Tahammül olgunluğun, karşımızdakine saygının olmazsa olmaz şartıdır. Eğer bir ülkede tahammül duygusu yüreklerdeki yerini almamışsa o ülkede demokrasi, insan hakları ve özgürlüklerden bahsetmek fazla bir anlam ifade etmez. Olsa olsa karşımızdakini kandırmak ve takiyeden öte gitmeyen samimiyetten uzak bir sözden ibaret kalır. Kendim için istediğim bir hakkı başkalarına çok görüyorsam o hakkı nasıl elde ederim/edebilir miyim?.. Hak ve özgürlükler konusunda çifte standarttan, farklı değerlendirmelerden bir an evvel kurtulamadığımız sürece bu ülkede yeni bir sivil anayasanın yapılması ve yürürlüğe girmesi de toplumsal yapıda ciddi bir değişiklik sağlayamayacaktır. Çünkü, öncelikli olarak sivil dediğimiz insanların kafası sivil değildir. Hak ve özgürlükler için mücadele ettiklerini, demokrasinin tüm kurum ve kuralları ile işlemesini istediklerini ileri sürenlerin beyinlerinde faşist bir anlayış yuvalanmış ve demokrasiyi de kafalarında yuvalanmış olan faşizmin hayata geçirilmesi için istiyorlarsa bırakın öyle kalsın demek belki daha iyi olacaktır.
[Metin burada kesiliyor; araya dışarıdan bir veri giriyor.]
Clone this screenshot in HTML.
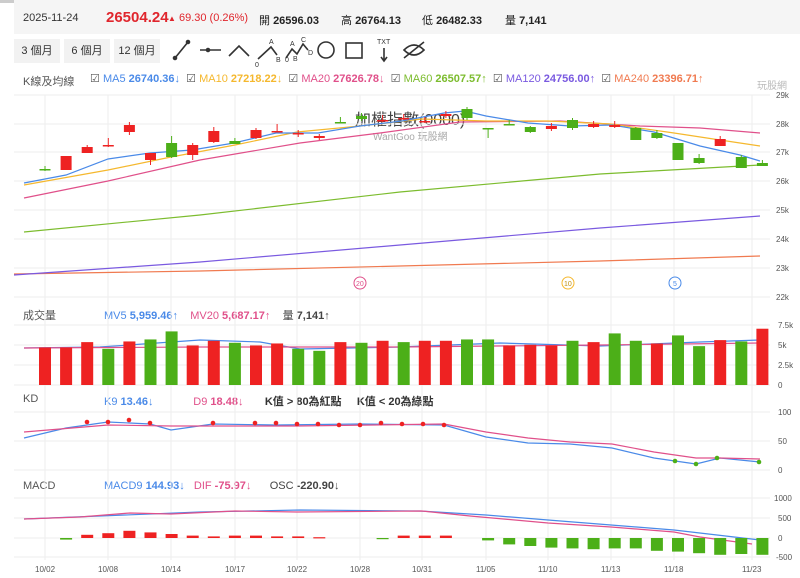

Son günlerde birdenbire artan öğrenci olaylarını değerlendirirken ister istemez yukarıdaki düşünceler aklımdan geçti. Olayların içindekilerin öğrenci olup olmadıkları ayrı bir tartışma konusu. Zaten işin bu boyutu çok önemli değil. Eğer protesto gösterisi yapanlar bir düşünce açıklamak istiyorlarsa öğrenci olup olmadıklarının bir önemi de yok. Çünkü, düşünceye özgürlük isterken kimse bunu sadece öğrenciler için düşünemez ve isteyemez. Özgürlükler herkes içindir. Bu noktada ilkokul mezunu ile üniversite öğrencisi arasında bir ayrıma gidemezsinizi. Böyle bir ayrıma girerseniz bir zamanlar söylenen "Dağdaki çoban ile benim oyum bir olur mu?" sorusuna takılıp kalırsınız. Demokrasilerde toplumu tahsillerine, cüzdanlarının kabarıklığına göre tasnif etmek, sınıflara ayırmak mümkün değildir. Böyle bir anlayış daha işin başında sizi demokrasi dışı bir kulvara sürükler.
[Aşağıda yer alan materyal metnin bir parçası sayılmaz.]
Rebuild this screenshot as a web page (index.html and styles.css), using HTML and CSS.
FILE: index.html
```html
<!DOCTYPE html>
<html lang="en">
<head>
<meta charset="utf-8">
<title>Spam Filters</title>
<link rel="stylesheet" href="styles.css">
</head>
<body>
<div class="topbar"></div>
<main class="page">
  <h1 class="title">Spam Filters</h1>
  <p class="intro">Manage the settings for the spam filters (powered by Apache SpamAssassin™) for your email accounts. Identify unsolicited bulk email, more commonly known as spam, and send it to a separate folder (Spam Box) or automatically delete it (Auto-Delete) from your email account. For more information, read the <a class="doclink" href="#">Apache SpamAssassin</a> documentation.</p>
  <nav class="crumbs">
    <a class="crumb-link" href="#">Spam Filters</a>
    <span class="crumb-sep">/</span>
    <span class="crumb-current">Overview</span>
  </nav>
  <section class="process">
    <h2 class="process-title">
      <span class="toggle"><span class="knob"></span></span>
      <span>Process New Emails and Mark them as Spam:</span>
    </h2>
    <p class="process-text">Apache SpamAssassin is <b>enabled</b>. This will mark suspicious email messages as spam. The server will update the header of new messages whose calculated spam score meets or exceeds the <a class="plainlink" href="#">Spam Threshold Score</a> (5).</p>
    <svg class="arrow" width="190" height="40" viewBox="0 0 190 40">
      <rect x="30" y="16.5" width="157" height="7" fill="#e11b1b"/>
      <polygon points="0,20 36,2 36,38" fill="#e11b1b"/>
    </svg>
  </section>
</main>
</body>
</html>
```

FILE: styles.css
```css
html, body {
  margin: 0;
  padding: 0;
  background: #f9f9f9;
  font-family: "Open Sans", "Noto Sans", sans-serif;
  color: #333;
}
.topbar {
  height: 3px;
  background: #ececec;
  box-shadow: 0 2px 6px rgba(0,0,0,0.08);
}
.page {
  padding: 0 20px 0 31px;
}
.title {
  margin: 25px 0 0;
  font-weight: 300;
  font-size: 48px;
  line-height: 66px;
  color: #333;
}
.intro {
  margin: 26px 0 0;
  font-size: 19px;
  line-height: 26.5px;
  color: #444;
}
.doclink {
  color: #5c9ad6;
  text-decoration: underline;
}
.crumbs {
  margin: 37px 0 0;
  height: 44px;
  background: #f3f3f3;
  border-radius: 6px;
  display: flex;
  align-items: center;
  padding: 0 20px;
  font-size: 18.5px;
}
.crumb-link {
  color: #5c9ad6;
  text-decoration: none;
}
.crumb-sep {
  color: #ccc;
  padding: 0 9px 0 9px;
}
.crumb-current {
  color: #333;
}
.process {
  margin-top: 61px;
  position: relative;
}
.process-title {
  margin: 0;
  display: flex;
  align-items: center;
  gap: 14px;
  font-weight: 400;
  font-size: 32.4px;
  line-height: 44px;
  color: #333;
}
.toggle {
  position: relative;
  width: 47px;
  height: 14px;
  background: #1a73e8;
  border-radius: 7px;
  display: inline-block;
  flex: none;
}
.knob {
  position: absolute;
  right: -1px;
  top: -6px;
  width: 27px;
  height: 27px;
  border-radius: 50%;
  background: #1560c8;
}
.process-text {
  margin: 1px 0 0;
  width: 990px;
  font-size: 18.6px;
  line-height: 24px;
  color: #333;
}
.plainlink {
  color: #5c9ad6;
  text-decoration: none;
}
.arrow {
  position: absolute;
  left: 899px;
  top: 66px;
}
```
Bu noktada öğrencilerin sergilediği tavrın düşünce açıklamakla ilgisinin olmadığını, konuşanları konuşturmamaktan ibaret olduğunu söylemenin bile gereği yok. Yani son öğrenci olaylarını ve özellikle de Anakara'da Siyasal Bilgiler Fakültesi Konferans Salonu'ndaki Anayasa Paneli'nin konuşmacılarını konuşturmamak için verilen mücadelenin artık kimse tarafından özgürlük mücadelesi, görüş açıklama gibi takdimi doğru olmaz. Böyle bir takdim bunu yapanları da samimiyetsiz olarak teşhir eder.Ya da bu memlekette herkesin kendileri gibi düşünmesini ve konuşmasını isteyen faşist kafalıların yanında yer almak anlamına gelir. Benim söyleyecek bir sözüm yok ama benim gibi düşünmeyenlerin de konuşmaması gerekir anlayışı ile demokrasinin birlikte düşünülmesi mümkün olabilir mi?
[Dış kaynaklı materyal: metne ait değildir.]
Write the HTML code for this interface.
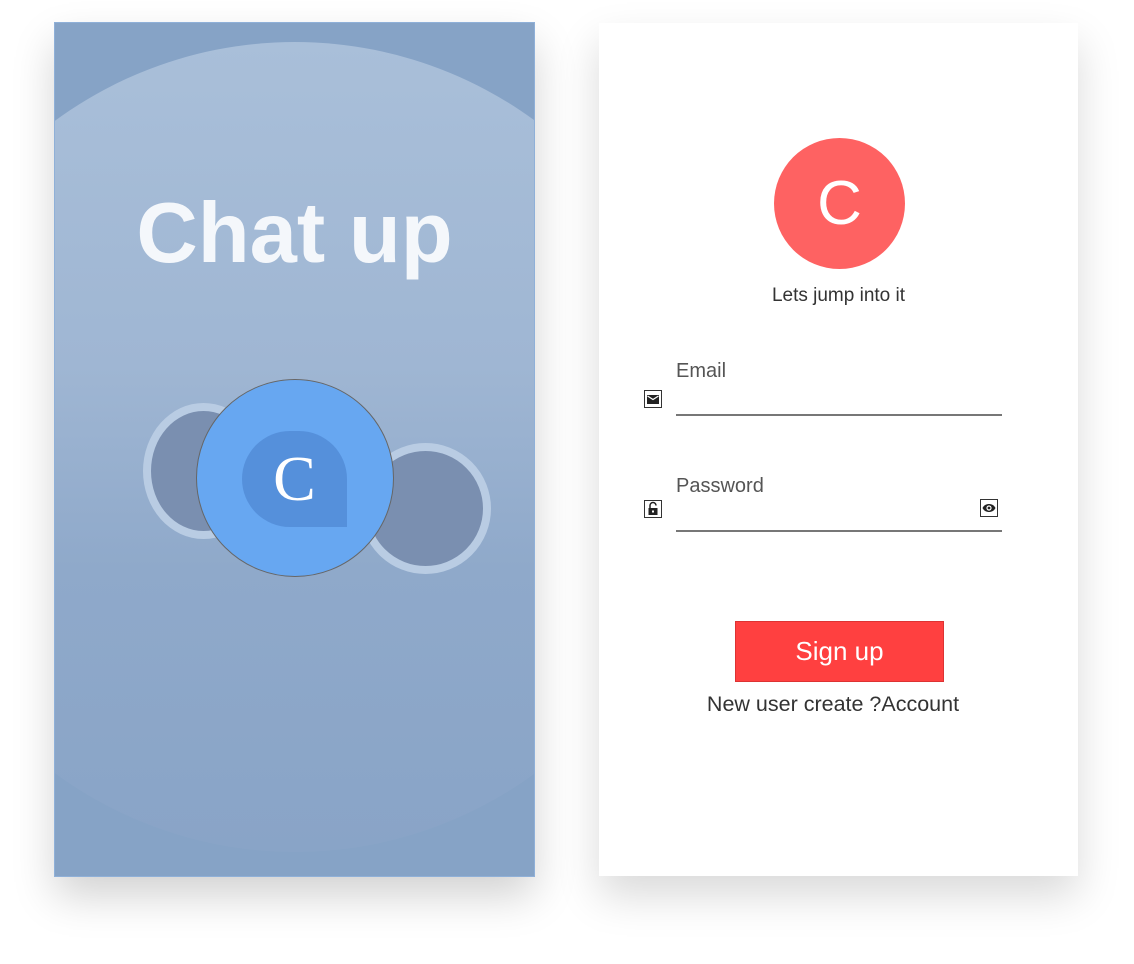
<!DOCTYPE html>
<html><head><style>
body{margin:0;width:1134px;height:964px;background:#fff;position:relative;overflow:hidden;font-family:"Liberation Sans",sans-serif}
.left{position:absolute;left:55px;top:23px;width:479px;height:853px;overflow:hidden;background:#86a3c6;box-shadow:0 20px 40px rgba(0,0,0,.18);outline:1px solid #8fb0d8}
.marble{position:absolute;left:-165px;top:19px;width:810px;height:810px;border-radius:50%;background:linear-gradient(#a9bfd9 0%,#9fb6d3 40%,#8fa9ca 65%,#89a4c7 100%)}
.cup{position:absolute;border-radius:50%;border:8px solid #b9cce3;background:#7a8fb0}
.right{position:absolute;left:599px;top:23px;width:479px;height:853px;background:#fff;box-shadow:0 20px 40px rgba(0,0,0,.15)}
.t{position:absolute;color:#444;white-space:nowrap}
.ic{position:absolute;width:18px;height:18px;border:1px solid #333;box-sizing:border-box;background:#fff}
</style></head><body>
<div class="left">
 <div class="marble"></div>
 <div class="cup" style="left:88px;top:380px;width:105px;height:120px"></div>
 <div class="cup" style="left:305px;top:420px;width:115px;height:115px"></div>
 <div style="position:absolute;left:0;width:479px;top:162px;text-align:center;color:#f4f7fb;font-weight:bold;font-size:85px;">Chat up</div>
 <div style="position:absolute;left:141px;top:356px;width:196px;height:196px;border-radius:50%;background:#67a7f1;border:1px solid #666"></div>
 <div style="position:absolute;left:187px;top:408px;width:105px;height:96px;background:#5590db;border-radius:48px 48px 0 48px"></div>
 <div style="position:absolute;left:187px;top:408px;width:105px;height:96px;text-align:center;line-height:96px;color:#fff;font-family:'Liberation Serif',serif;font-size:64px">C</div>
</div>
<div class="right">
 <div style="position:absolute;left:175px;top:115px;width:131px;height:131px;border-radius:50%;background:#fe6262;color:#fff;text-align:center;line-height:131px;font-size:62px">C</div>
 <div class="t" style="left:0;width:479px;text-align:center;top:262px;font-size:19px;color:#333">Lets jump into it</div>
 <div class="t" style="left:77px;top:337px;font-size:20px;color:#555">Email</div>
 <div style="position:absolute;left:77px;top:391px;width:326px;height:2px;background:#777"></div>
 <div class="ic" style="left:45px;top:367px"><svg width="16" height="16" viewBox="0 0 16 16"><rect x="2" y="4" width="12" height="9" fill="#222"/><path d="M2.5 5 L8 8.5 L13.5 5" stroke="#fff" stroke-width="1.2" fill="none"/></svg></div>
 <div class="t" style="left:77px;top:452px;font-size:20px;color:#555">Password</div>
 <div style="position:absolute;left:77px;top:507px;width:326px;height:2px;background:#777"></div>
 <div class="ic" style="left:45px;top:477px"><svg width="16" height="16" viewBox="0 0 16 16"><path d="M5 7V4.5a3 3 0 0 1 6 0" stroke="#222" stroke-width="1.5" fill="none"/><rect x="3.5" y="7" width="9" height="7" fill="#222"/><rect x="7" y="9.5" width="2" height="2" fill="#fff"/></svg></div>
 <div class="ic" style="left:381px;top:476px"><svg width="16" height="16" viewBox="0 0 16 16"><path d="M1.5 8C3 5 5.5 4 8 4s5 1 6.5 4C13 11 10.5 12 8 12S3 11 1.5 8z" fill="#222"/><circle cx="8" cy="8" r="2.6" fill="#fff"/><circle cx="8" cy="8" r="1.4" fill="#222"/></svg></div>
 <div style="position:absolute;left:136px;top:598px;width:209px;height:61px;background:#ff4040;border:1px solid #d33;box-sizing:border-box;color:#fff;text-align:center;line-height:59px;font-size:26px">Sign up</div>
 <div class="t" style="left:0;width:468px;text-align:center;top:669px;font-size:21.5px;color:#333">New user create ?Account</div>
</div>
</body></html>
İster istemez son günlerde olayların bir anda tırmanışa geçmesi, bazı grupların Ankara-İstanbul arasında taşımalı eylemciliğe soyunmuş olmaları halk iradesinden rahatsızlığın, bunun yerine geçmişte yaşadığımız siyasete siyaset dışı müdahalelere duyulan özlemi akla getiriyor. Halk iradesini rafa kaldıran, astığım astık kestiğim kestik şeklinde özetlenebilecek yönetimlere sağlıklı ve söyleyecek sözü olan düşünebilen beyinlerin istek duyması mümkün olabilir mi? Böyle bir anlayış normal olmayacağına göre faşist yönetimlere heveslenen bazı çevrelerde düğmeye basılmış olunabileceğini, buna da gençlerin geçmişte olduğu gibi heyecanlarına kapılarak alet olduklarını düşünmek yanlış olmaz. O zaman hemen belirtelim ki gidilen yol yol değildir. Bu ülkede geçmişte çok acılar çekildi ve acıların biraz olsun silinebilmesi için bir takım adımlar atılıyor, geçmişte karşı karşıya gelmiş gruplar kucaklaşırken yeniden ortamı germek bir sinsi oyunun parçası olabilir. Bu oyuna siyasilerin ve özellikle de medyanın gelmemesi gerekir.